Mind, if we were not so fortunate that the start of Bradman's career coincided almost exactly with the dawn of the newsreel era, we might, to my mind, also write-off what made him so special (ie, just to keep playing the right shot ball after ball) as not-very-likely.

If newsreels and film footage were so widespread in Barnes' day as they were in Bradman's, maybe people would have as little doubt about his hedgemony as they do of Bradman's.
 

Migara

International Coach
Reading those descriptions, the best way I can imagine how Barnes might have bowled is to picture Warne's Ball of the Century, replace the drift with swing and up the pace to something similar to someone like Hoggard would bowl.
I am not sure how a bowler should get inswing and leg cut together. in an inswinger the seam is tilted like "/" towards RHB. That is the angle of the seam for the off break. If we suspect that Barnes was able to put so much of backspin on that ball, so it will swing in and then break away, it will not produce spin close to that of a wrist spinner.

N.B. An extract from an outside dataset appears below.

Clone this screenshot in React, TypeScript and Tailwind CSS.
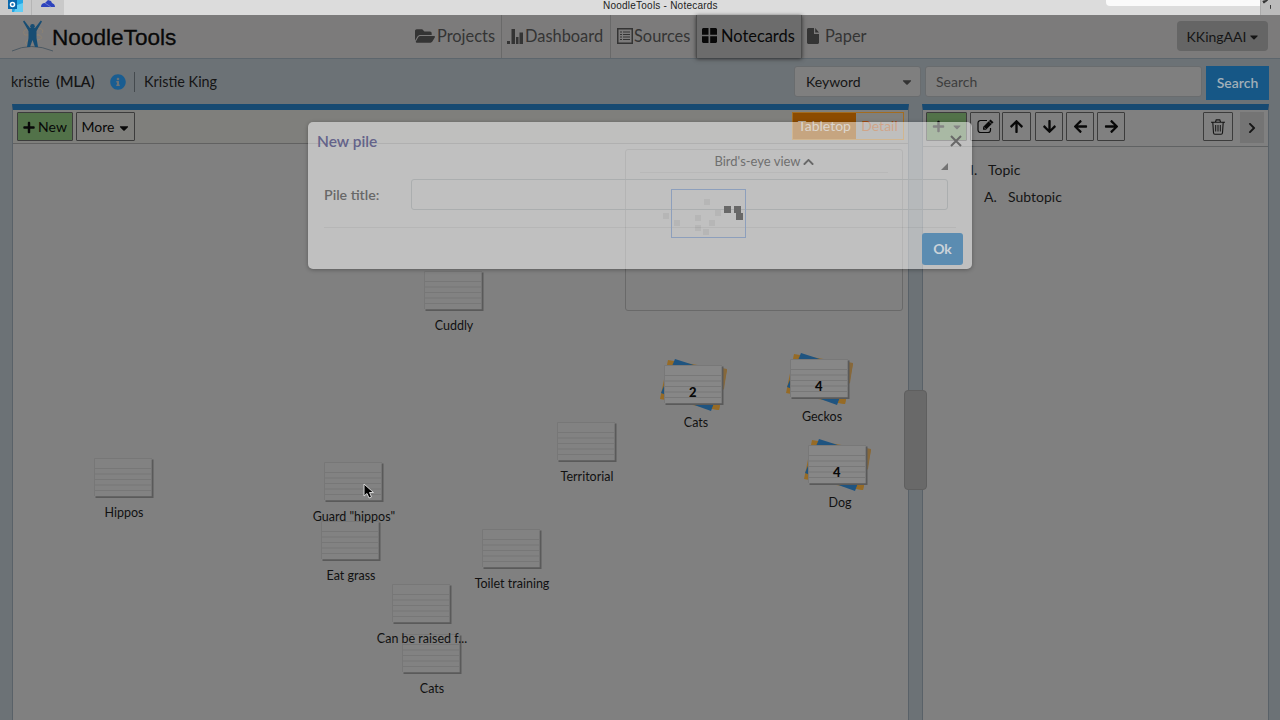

The other possibility is he kept the seam as "\", putting heavy overspin on the ball. At this position, the ball will drift, but haven't heard of swinging with the forward spin. but if you send it quick, it will not drift.

I think that he bowled a finger spun leg break with a seamers action, and with some pace, and a quick inswinger. additionally he might have possessed the orthadox outawinger, and a off cutter, which tended ro drift away from RHB, and can be easily done with seamers action.

The "swere" that batsmen were rescribing i would think as exaggerated drift, which only best of spinners had. Bishan Bedi and Dilip Doshi had the exaggerated drift with their bowling.
 

Burgey

Request Your Custom Title Now!
Benaud described him as something of a precursor to Alec Bedser. He mentioned this on the TV here this summer when interviewed about his all time XI, in the context o fhaving met Barnes when he was asked to come and bowl either the first over or first ball of a tour match v the Aussies in the early 50s. I gather from his comments he may have had a bit of a chat with him, but can't be certain.
 

aussie

Hall of Fame Member
Yea solid post from SJS.

I have always personally understood Barne's bowling to fast leg-breaks, bowling in the bill O'Reilly style but with an approach to the crease of an Alec Bedser.